*THE EXERCISE*
Repeat, exactly, the run of lines that opens with the line containing "Reproduce this screenshot" and closes with the line containing "import React from", and leave all other lines out.

___

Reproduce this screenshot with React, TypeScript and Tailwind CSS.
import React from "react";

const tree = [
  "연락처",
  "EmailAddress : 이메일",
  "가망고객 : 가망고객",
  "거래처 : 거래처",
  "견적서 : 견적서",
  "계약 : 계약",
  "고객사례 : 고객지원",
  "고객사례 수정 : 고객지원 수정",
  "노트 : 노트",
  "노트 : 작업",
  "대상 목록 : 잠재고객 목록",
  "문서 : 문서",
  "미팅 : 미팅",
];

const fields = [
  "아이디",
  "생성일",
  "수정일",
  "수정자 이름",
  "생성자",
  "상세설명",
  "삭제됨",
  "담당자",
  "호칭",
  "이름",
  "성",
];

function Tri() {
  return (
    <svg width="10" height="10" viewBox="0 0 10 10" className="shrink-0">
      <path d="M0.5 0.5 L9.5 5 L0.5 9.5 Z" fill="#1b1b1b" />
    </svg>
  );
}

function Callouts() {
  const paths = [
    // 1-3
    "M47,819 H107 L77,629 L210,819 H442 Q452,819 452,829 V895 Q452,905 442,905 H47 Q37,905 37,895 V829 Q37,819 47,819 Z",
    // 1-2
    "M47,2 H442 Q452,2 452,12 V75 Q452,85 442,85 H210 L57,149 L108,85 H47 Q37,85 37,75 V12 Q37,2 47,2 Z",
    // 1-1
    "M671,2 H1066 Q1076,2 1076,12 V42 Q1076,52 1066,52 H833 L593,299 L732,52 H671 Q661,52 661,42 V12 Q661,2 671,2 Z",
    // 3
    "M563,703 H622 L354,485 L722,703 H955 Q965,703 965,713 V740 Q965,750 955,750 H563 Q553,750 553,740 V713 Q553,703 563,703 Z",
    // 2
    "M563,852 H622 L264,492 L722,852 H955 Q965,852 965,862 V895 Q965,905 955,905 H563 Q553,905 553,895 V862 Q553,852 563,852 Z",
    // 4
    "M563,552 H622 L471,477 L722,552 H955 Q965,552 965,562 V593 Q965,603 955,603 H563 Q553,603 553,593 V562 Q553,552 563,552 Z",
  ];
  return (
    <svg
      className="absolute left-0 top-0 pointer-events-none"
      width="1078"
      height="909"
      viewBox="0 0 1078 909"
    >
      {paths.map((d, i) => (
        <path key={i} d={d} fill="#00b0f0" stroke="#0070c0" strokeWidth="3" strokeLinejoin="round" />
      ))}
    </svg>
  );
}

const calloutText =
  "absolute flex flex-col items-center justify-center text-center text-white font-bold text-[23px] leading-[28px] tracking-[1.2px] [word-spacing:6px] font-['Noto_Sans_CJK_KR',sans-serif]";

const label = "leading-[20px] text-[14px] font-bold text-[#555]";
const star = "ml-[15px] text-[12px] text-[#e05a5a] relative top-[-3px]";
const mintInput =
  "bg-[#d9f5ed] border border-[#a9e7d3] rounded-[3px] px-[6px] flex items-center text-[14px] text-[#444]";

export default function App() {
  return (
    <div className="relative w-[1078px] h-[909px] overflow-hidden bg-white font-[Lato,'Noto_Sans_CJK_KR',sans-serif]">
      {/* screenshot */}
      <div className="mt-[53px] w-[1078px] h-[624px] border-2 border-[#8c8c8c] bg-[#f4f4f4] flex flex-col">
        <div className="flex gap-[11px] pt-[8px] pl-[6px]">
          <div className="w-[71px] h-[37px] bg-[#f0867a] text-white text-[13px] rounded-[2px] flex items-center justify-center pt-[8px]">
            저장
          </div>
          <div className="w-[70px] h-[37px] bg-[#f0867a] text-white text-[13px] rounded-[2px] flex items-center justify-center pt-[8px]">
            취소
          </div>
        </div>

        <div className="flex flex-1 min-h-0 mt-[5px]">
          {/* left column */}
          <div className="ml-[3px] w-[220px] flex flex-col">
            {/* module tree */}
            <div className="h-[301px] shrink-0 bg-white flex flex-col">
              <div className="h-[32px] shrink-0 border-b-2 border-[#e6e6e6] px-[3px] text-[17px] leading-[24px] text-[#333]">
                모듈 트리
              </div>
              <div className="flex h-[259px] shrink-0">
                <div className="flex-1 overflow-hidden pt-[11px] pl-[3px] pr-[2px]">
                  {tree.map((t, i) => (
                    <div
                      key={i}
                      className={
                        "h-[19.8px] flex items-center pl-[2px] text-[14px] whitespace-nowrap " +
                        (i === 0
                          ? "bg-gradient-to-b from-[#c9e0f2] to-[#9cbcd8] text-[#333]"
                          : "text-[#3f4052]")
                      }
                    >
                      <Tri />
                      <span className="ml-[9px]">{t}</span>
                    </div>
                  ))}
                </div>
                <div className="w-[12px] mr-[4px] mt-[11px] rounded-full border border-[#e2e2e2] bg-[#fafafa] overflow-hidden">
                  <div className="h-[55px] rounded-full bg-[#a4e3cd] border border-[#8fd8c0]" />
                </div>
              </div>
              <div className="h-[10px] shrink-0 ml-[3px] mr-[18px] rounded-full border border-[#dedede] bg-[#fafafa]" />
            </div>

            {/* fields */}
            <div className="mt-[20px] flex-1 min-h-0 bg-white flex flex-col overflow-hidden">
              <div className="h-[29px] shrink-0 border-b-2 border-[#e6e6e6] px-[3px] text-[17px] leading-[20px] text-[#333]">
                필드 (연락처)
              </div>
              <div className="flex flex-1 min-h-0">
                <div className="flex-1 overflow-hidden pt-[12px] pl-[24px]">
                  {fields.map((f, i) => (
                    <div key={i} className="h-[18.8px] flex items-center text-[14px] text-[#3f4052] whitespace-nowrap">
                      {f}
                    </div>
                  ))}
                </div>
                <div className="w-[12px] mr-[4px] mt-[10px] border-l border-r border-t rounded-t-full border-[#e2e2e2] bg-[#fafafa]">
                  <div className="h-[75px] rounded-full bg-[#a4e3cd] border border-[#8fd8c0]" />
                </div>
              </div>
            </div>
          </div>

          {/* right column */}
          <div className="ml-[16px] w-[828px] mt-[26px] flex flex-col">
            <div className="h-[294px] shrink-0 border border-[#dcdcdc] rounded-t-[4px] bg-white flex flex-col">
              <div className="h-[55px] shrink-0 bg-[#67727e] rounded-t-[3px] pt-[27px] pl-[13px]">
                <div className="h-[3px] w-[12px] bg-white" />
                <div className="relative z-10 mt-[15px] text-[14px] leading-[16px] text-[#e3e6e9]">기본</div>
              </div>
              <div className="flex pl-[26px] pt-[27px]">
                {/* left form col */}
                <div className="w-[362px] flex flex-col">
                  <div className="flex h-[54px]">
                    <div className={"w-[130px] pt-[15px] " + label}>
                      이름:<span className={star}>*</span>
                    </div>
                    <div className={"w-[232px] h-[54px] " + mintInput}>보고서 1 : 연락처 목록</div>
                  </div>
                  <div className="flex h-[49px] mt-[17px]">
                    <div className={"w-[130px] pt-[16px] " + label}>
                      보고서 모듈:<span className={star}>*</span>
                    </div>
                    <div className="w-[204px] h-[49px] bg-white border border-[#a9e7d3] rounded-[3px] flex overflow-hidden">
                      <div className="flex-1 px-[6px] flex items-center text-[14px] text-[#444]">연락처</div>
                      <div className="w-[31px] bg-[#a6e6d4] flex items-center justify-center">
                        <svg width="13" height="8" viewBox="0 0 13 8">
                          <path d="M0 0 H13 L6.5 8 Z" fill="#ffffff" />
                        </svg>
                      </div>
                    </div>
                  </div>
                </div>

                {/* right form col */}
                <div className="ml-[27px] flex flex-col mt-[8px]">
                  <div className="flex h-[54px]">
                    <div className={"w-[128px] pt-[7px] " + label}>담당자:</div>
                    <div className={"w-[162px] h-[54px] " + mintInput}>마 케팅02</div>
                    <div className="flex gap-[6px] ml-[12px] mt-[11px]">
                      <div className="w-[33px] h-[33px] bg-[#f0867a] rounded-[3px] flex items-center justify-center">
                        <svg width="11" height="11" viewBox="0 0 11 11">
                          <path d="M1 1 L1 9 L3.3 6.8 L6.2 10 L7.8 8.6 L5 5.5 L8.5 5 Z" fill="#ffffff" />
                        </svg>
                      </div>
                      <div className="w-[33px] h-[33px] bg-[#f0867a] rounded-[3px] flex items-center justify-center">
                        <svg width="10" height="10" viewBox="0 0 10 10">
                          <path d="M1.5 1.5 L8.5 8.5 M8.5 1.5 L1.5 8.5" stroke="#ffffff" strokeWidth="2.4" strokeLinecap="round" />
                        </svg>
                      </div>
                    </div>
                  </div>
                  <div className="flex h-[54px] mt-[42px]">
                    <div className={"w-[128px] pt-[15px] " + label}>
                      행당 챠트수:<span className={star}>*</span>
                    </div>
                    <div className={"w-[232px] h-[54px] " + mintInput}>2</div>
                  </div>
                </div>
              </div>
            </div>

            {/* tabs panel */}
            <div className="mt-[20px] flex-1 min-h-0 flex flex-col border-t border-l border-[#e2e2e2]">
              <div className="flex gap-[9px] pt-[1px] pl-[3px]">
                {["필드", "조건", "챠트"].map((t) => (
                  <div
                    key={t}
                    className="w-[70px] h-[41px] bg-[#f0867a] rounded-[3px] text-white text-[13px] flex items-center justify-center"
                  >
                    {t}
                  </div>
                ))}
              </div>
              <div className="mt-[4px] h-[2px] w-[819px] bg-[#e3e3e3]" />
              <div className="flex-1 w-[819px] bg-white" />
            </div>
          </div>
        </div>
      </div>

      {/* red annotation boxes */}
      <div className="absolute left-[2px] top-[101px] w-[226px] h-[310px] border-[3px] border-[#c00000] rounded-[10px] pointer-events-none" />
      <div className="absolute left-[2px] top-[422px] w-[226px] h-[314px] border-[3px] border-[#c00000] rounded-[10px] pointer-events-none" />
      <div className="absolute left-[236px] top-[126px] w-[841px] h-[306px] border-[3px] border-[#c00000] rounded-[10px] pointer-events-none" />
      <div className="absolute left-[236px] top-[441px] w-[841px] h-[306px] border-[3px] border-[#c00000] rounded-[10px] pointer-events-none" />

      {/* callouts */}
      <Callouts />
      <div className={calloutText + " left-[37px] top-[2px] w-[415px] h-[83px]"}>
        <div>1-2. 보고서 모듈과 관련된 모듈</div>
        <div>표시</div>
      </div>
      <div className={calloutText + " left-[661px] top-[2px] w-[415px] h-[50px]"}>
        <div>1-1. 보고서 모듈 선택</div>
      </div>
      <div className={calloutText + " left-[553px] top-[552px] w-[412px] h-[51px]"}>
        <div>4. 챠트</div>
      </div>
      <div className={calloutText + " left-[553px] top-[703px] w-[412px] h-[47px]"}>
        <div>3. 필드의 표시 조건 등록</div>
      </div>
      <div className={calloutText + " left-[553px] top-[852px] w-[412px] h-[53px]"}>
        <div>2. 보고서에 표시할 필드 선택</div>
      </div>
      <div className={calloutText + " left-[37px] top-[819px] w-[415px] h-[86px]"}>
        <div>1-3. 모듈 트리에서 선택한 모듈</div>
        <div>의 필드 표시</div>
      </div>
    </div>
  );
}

___

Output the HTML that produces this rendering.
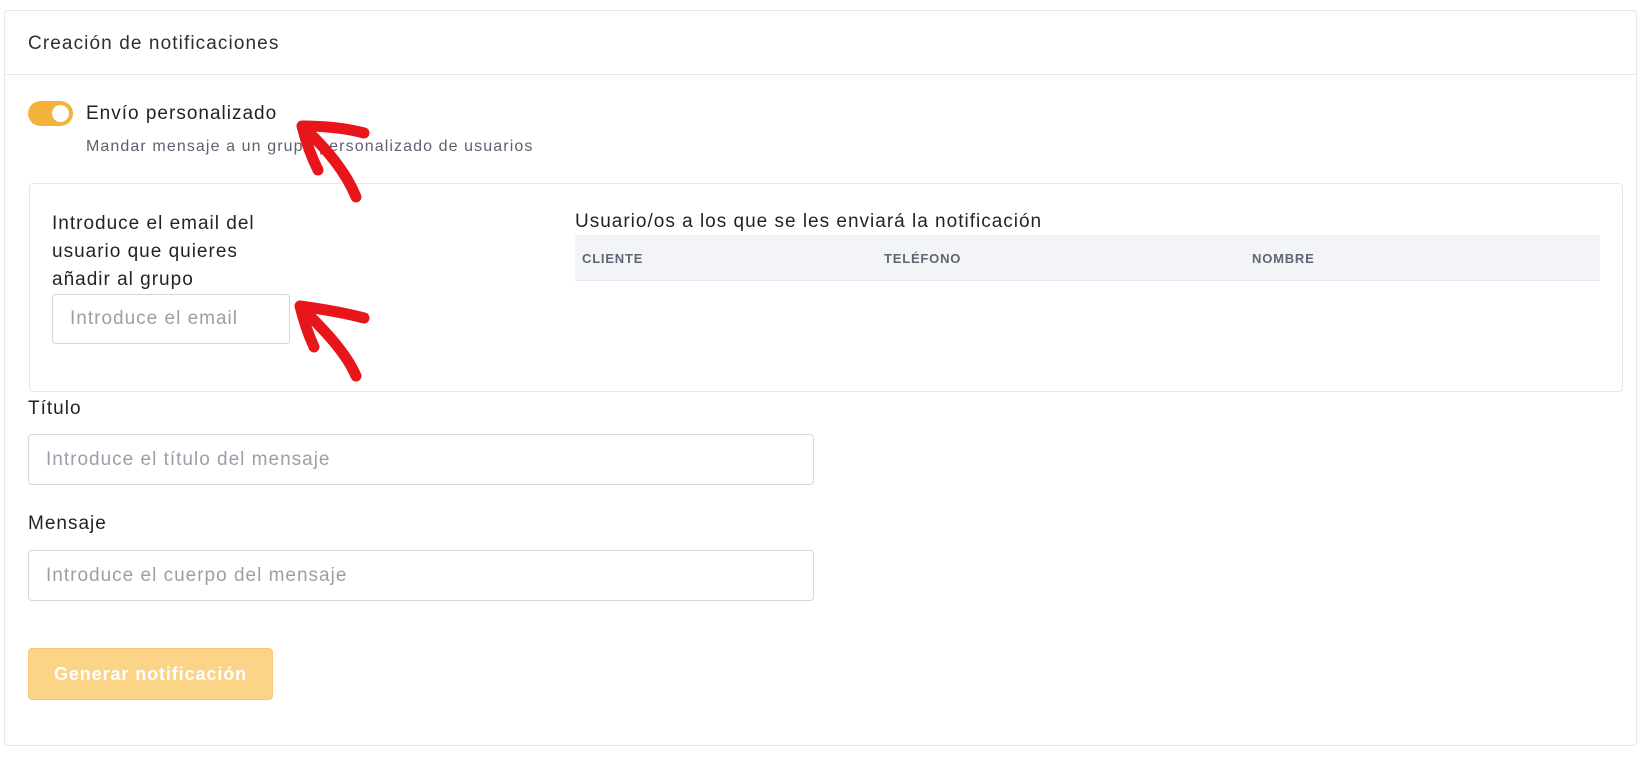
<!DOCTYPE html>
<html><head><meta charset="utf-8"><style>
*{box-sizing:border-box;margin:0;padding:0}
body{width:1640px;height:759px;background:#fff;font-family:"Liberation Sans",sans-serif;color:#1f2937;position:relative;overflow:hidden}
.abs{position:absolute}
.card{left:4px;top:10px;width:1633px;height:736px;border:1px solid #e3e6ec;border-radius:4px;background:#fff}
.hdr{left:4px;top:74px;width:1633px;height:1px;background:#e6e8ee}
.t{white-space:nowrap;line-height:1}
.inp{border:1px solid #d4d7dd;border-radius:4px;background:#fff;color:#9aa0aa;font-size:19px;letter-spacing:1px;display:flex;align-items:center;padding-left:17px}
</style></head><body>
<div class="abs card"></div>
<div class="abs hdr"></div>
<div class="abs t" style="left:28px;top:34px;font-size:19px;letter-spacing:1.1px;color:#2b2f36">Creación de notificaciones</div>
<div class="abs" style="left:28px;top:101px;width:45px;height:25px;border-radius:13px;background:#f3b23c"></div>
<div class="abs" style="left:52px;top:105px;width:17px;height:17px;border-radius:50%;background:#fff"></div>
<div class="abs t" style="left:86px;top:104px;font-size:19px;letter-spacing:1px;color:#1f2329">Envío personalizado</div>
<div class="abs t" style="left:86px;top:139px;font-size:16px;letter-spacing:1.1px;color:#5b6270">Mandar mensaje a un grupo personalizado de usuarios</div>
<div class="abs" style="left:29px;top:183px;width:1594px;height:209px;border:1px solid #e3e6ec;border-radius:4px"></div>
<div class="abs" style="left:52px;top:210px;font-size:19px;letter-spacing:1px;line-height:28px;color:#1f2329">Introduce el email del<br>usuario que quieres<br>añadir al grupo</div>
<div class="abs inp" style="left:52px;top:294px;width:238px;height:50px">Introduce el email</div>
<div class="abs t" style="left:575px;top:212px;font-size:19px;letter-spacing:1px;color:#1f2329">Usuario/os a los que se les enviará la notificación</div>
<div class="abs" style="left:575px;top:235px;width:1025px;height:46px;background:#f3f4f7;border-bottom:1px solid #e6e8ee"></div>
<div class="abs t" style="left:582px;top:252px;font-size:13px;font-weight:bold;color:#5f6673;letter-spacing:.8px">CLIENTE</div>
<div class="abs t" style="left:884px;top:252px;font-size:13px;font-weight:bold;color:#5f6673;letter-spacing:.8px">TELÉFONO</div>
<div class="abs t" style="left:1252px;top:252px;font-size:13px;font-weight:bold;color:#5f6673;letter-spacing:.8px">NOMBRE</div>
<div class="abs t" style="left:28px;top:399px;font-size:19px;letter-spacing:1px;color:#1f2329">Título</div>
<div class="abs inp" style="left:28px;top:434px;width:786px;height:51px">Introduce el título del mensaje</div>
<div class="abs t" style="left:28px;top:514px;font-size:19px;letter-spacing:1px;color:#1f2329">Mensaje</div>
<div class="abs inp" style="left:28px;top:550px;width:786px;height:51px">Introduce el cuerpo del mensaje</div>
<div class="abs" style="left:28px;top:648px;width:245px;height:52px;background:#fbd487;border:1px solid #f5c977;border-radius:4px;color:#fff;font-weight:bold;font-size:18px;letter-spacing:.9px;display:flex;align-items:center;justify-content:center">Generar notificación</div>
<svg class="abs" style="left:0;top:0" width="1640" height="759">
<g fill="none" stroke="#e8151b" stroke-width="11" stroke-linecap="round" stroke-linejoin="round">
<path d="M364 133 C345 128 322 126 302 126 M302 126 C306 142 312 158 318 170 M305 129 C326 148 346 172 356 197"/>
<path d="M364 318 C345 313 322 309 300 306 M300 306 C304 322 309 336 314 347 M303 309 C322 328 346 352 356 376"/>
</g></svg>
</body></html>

___

*ANSWER TO THIS EXERCISE*
Reproduce this screenshot with React, TypeScript and Tailwind CSS.
import React from "react";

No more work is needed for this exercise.